The subjective feeling that one is accomplishing great things, being efficient and productive, acording to Glenn, incorrectly shores up the belief that one can do it all well.  I can't count the number of people I've met who insist that they can perfectly well text and drive (which is apparently worse for causing accidents than drinking and driving to a degree).

Brain research says otherwise.

After a certain point, we aren't processing at all, let alone efficiently. But in spite of conclusive and repeated scientific evidence, there will be those who will continue to think we should "get with the program" and respect the new processing powers of the young.  To too many in education, anecdotal evidence and the strength of their beliefs dictate practice.

There is probably no one solution to the problem. But doing nothing and believing the myths about super abilities accommodates our students right out of an education. And it does a great disservice to society.

We need ways to free our students' mental desktops from too much digital clutter and help them to regain focus on their studies. And we need to do it soon.


(cluttered desk photo credit)

8 comments:

Walk Talk Tours said...

Giving a youngster the chance to getaway from it all by taking them camping (without any modern gadgets) is a great way for people to re-connect with their senses and hone basic survival and social skills.

ChrisJ said...

Walk Talk Tours,

Good idea, and parents could establish a gadget-free period of each dat as well.

Pearl said...

speaking as someone who does parallel tasks by default and from a very cluttered workspace, one sustained focus gets a more thorough understanding. perhaps it's a matter of discipline strategies. when monkey mind comes change task to outrun monkey instead of screening out the fruit being pelted at you and keep going?

ChrisJ said...

Pearl,

Good strategies which I think we all use sometimes - but they don't work very well in a classroom where everyone's monkey mind is on a different schedule. (Interesting though, I'll have to think about how to work with that!).

Trulyfool said...

We have to live with situations as they arise, and electronic speed is with us.

I teach at a local college fearing (as most of them -- all of them? -- do) to be seen Luddite, fearing to lose student enrollment, fearing to lose tax support.

So it (as institutions do) has no lack of administrative cheerleaders and departments devoted to 'technologizing' everything.

The young adult students see electronics as the pleasure of their present and the fulfillment of their future.

Here's where the role as 'educator' enters. To distract them from those distractions. To talk. To ask questions. To put them on the spot. To wake them. To jar them. To coo at them. To sympathize with them. To joke at the world.

In short, to humanize the environment showing what person-to-person discussion really is.
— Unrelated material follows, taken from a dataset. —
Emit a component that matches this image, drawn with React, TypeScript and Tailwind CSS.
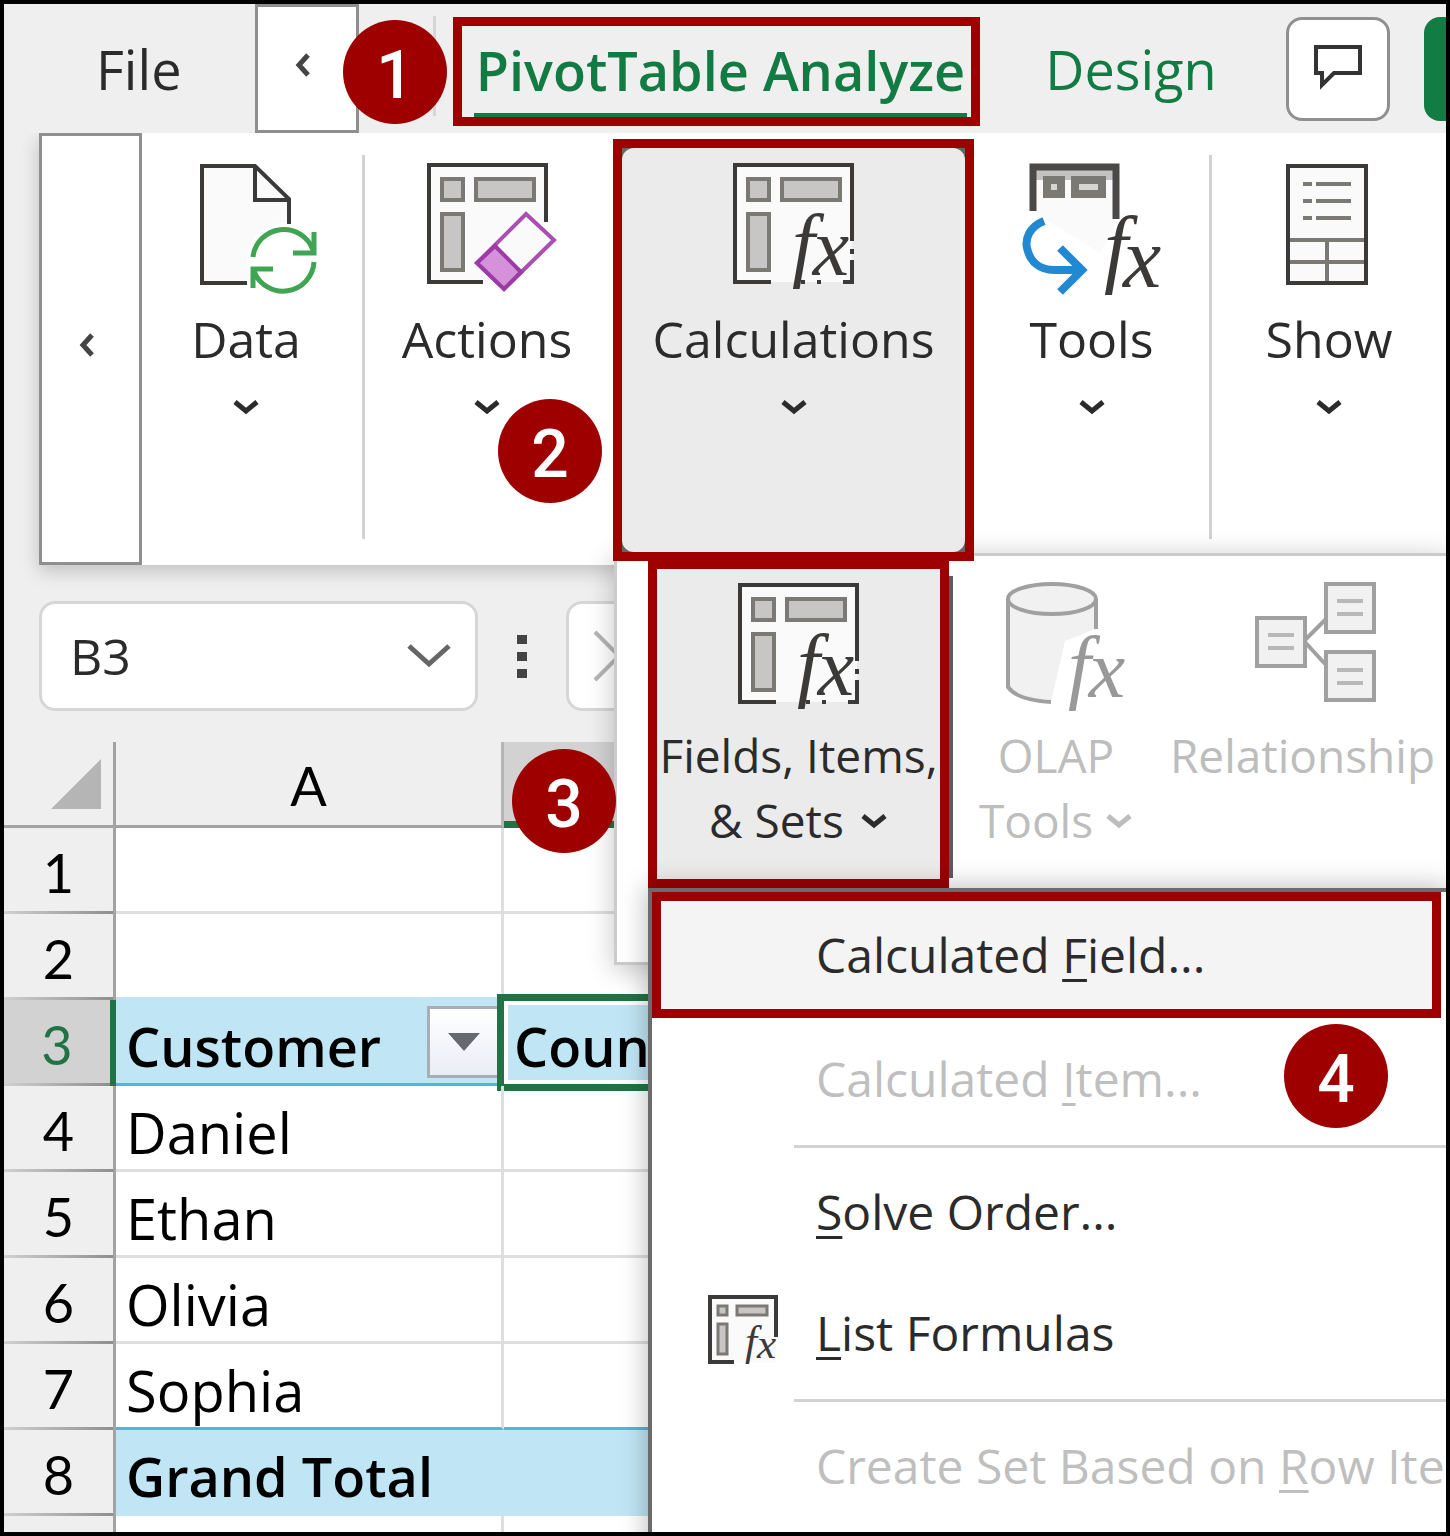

What's done inside a classroom to (clap!) wake students from the daze brought on by a 'cocktail' of commercial barrage, social anomie, and electronic gadgets -- that's the only direct way to bypass the electronic grid.

To slow things down. To show the value of things slowed down.

ChrisJ said...

Trulyfool,

You are right, of course. But I often find that when the ignorance and arrogance many students have achieved in K-12 is factored in, humanizing/slowing is unwelcome.

And too often "technologizing" administrators wish to always blame instructors who are mere content experts and won't "get on board" with the newly minted (and logically unsound and unproven) horsepuckie from faculties of Education!

I don't want, but will accept, the Luddite label, but will not accept the "pretzelization" (!) of oneself required to do the most straightforward things (correct a student; teach the difference between fact and opinion, e.g.).

Sigh....

P. M. Doolan said...

I agree with you wholeheartedly Chris. I teach in a school where every teacher has a laptop and every student has a laptop turned on all the time. Our classrooms are known as "blended environments" where teaching happens in a hybrid way - part human and part machine. We have had to turn off the internet during lunchbreaks, so students will actually talk to each other face to face.
The idea that digital natives can multi-task is nonsense. There are efficent ways of working (one thing at a time) and inefficent ways of working, which go by the euphemism "multitasking". Boys in particular are bad at multitasking.
A recent study at Stanford University seems to indicate that those who multitask most often are even worse than those who seldom multitask - the inverse of practise makes perfect.

ChrisJ said...

P.M.

It's especially difficult because it's such an article of faith in some circles.